Aim of the exercise |
Collect from the data below each line with "that".

Raw data |
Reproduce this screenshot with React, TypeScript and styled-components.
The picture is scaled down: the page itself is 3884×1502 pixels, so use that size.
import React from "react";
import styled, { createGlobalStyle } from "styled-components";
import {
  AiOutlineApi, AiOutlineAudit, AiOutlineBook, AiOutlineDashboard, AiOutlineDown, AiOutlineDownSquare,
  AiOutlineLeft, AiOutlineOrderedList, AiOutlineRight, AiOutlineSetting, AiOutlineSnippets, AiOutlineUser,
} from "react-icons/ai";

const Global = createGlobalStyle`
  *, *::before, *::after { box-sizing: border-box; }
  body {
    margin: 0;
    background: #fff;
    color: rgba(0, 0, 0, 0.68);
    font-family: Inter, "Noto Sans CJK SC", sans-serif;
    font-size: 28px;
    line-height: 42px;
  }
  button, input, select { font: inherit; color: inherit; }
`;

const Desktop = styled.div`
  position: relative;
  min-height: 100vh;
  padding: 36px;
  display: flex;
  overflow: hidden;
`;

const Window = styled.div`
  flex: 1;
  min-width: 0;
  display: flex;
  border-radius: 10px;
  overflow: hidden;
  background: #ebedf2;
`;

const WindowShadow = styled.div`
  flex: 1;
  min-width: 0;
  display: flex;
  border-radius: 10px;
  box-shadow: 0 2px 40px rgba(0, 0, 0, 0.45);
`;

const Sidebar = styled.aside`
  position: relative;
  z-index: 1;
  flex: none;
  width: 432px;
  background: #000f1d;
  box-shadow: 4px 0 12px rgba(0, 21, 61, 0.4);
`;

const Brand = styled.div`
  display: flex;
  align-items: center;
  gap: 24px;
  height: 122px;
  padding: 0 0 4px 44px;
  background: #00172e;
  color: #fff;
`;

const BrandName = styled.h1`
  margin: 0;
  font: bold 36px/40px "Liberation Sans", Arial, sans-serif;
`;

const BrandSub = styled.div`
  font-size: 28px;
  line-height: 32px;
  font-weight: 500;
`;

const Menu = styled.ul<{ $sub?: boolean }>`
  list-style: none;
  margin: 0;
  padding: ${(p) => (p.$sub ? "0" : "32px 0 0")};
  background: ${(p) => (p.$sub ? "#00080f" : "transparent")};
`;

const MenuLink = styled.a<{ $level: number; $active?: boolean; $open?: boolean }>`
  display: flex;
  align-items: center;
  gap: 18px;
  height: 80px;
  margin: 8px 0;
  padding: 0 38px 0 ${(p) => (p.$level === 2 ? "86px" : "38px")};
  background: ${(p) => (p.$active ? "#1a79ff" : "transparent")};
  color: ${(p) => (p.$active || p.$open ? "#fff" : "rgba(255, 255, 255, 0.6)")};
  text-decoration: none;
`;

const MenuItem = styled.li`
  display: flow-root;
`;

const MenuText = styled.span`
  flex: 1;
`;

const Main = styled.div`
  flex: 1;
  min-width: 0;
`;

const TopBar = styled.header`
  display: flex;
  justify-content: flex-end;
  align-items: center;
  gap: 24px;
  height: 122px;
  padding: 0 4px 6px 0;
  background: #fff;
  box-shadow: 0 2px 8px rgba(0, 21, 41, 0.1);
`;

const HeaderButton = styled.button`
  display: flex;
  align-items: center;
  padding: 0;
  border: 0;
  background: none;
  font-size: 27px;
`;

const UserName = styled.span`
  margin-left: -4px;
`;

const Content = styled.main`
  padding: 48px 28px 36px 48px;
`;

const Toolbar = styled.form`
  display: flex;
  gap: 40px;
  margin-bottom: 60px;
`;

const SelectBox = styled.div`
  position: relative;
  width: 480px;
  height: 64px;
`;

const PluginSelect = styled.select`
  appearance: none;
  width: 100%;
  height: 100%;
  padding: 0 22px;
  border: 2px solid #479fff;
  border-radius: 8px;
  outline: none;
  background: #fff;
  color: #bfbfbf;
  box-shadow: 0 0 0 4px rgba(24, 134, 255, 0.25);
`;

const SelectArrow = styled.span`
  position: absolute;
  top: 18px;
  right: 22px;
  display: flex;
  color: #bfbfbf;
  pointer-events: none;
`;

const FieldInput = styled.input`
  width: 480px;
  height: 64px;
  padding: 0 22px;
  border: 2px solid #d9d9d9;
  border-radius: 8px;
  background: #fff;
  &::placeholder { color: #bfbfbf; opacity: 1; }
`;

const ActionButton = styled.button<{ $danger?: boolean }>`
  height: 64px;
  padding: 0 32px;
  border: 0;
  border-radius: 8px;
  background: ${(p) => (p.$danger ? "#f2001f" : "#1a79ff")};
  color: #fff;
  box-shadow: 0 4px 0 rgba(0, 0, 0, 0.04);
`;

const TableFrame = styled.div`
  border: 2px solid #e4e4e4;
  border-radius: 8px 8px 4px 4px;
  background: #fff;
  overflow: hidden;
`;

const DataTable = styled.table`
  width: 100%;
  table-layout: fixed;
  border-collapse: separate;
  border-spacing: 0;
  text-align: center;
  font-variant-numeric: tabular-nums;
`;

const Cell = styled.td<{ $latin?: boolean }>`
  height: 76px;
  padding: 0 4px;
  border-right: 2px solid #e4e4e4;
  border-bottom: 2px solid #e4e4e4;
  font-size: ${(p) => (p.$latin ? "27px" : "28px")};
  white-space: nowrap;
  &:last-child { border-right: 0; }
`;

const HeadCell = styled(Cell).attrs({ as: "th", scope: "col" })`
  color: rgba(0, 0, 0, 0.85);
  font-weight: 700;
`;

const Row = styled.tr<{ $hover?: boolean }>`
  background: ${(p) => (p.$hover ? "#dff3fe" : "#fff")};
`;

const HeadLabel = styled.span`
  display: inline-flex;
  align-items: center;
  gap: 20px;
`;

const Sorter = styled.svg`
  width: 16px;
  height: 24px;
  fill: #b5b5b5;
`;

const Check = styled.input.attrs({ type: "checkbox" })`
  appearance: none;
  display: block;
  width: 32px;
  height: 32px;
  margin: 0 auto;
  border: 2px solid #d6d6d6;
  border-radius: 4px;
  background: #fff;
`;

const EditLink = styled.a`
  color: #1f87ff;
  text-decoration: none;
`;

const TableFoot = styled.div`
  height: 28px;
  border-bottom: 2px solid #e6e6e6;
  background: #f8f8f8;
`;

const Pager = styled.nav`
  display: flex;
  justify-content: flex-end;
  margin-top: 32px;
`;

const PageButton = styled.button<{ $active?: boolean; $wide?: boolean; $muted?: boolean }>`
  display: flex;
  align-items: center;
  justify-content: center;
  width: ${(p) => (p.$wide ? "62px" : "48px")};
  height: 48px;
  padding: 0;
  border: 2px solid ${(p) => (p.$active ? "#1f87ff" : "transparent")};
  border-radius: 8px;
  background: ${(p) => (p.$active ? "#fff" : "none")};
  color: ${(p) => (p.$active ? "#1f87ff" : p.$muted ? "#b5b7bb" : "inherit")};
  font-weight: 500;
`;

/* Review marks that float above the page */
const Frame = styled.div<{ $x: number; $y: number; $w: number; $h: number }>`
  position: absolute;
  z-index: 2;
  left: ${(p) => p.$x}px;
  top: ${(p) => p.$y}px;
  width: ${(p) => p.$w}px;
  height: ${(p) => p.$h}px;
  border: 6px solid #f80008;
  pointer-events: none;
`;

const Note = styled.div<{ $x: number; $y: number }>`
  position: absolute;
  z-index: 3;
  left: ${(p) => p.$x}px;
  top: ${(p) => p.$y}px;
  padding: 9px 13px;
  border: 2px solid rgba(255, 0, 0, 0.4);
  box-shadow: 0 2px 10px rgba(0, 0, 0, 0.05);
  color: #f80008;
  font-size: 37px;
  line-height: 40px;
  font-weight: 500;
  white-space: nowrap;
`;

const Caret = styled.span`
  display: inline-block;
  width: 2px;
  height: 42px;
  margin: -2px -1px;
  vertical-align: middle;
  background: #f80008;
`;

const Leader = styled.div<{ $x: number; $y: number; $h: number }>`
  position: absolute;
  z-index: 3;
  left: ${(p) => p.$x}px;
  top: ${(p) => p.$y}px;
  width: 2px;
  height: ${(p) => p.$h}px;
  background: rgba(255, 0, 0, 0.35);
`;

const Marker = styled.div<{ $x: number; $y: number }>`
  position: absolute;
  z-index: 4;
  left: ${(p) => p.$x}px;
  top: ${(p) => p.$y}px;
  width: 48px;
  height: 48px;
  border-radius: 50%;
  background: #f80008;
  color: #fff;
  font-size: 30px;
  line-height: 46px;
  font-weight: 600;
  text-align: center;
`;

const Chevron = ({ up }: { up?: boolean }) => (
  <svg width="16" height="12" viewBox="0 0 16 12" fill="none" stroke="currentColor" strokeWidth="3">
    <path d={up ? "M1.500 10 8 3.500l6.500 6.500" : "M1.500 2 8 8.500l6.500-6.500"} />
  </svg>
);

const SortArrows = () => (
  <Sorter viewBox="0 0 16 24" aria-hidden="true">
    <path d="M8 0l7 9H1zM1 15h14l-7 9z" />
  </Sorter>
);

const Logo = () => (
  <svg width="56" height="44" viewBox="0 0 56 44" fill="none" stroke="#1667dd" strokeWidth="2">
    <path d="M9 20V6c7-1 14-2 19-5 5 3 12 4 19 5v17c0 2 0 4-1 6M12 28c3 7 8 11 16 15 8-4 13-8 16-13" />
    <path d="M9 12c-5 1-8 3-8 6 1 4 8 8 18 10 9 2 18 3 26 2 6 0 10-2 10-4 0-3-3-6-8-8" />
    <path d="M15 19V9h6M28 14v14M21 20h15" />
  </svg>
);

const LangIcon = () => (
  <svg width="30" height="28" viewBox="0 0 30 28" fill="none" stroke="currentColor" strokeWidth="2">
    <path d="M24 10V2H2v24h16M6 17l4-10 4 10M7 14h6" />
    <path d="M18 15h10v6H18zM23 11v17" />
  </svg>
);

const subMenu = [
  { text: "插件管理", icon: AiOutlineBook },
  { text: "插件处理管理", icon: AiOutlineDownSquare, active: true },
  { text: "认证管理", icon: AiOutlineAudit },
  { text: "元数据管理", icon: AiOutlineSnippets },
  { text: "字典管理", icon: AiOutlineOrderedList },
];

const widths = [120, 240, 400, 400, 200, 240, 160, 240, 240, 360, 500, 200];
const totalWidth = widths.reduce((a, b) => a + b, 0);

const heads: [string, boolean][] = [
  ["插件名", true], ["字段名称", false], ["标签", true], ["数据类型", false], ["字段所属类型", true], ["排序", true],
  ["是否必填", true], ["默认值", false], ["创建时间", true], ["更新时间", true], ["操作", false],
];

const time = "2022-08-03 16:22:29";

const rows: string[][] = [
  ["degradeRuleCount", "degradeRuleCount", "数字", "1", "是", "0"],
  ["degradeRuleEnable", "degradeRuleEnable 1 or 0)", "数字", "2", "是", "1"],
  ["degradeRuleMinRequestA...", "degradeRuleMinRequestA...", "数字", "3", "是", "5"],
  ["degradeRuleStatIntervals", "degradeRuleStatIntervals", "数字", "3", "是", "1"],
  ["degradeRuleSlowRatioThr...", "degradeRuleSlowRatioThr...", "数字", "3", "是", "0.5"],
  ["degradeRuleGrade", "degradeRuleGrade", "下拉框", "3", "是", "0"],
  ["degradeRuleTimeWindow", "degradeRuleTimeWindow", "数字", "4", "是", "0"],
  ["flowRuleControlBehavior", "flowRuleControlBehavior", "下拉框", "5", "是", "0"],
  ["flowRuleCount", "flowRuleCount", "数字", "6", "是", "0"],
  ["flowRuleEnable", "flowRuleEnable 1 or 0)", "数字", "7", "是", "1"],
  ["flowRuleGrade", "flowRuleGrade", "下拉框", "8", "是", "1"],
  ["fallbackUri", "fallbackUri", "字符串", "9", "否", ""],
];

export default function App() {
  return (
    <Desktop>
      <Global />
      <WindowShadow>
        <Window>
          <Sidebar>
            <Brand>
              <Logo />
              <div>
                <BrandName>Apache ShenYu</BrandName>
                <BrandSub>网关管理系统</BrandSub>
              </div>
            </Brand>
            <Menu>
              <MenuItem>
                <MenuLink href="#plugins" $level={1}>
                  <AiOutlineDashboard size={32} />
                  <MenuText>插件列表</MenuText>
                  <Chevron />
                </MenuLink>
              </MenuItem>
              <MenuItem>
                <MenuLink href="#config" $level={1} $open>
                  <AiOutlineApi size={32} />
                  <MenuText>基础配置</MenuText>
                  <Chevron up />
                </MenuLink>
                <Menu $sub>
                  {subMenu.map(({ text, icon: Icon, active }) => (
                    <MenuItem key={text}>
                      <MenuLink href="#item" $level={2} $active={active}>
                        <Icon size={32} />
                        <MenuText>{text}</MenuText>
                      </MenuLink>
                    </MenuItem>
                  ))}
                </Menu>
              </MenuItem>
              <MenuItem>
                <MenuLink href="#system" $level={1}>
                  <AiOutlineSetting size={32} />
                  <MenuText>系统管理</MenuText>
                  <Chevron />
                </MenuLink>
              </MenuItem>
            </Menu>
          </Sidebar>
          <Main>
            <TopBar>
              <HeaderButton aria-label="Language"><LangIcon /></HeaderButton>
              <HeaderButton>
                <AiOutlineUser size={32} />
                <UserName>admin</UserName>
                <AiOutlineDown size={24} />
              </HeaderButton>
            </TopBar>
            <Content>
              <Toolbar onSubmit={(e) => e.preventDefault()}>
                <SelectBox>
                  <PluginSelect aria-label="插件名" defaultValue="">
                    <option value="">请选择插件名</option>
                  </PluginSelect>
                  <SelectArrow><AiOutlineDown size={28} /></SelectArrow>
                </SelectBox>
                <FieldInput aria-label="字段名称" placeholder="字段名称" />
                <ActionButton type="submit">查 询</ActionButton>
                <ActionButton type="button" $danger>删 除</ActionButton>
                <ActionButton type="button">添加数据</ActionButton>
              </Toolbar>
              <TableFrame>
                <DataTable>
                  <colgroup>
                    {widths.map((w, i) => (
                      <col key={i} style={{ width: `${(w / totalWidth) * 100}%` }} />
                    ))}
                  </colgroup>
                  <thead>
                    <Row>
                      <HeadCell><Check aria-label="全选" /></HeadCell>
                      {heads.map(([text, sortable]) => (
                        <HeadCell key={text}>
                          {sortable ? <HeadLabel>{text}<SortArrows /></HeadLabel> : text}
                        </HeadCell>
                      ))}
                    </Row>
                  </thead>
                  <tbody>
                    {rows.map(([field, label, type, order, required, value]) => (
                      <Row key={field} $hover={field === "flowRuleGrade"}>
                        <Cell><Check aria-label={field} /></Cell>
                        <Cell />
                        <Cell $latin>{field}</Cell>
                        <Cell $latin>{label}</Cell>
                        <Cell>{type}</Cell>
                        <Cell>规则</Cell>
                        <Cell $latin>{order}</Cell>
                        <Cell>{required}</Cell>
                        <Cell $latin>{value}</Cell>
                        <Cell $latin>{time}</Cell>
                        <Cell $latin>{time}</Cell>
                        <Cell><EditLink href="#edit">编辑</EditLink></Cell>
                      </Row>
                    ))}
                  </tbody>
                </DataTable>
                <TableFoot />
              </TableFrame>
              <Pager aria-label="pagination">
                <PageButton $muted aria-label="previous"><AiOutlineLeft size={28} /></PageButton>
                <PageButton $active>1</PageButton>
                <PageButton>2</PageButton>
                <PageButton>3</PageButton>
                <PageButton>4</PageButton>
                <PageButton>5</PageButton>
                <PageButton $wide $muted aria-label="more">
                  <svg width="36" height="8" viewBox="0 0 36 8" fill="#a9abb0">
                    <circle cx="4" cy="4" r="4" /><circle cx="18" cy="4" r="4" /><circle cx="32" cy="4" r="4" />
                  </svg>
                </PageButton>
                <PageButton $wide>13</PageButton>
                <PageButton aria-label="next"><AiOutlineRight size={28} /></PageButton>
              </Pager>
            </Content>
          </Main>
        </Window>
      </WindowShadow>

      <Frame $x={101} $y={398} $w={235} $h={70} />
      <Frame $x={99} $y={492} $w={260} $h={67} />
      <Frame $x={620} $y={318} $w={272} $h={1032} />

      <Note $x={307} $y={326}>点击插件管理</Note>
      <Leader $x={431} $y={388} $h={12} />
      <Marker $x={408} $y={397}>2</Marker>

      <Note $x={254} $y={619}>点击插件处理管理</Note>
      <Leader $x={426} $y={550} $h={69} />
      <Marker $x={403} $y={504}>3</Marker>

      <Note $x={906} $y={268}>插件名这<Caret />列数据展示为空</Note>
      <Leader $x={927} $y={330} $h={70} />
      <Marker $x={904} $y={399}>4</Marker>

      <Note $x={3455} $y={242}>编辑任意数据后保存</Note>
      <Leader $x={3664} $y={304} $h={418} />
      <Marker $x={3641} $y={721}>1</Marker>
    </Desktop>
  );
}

Answer for the task |
The picture is scaled down: the page itself is 3884×1502 pixels, so use that size.
/* Review marks that float above the page */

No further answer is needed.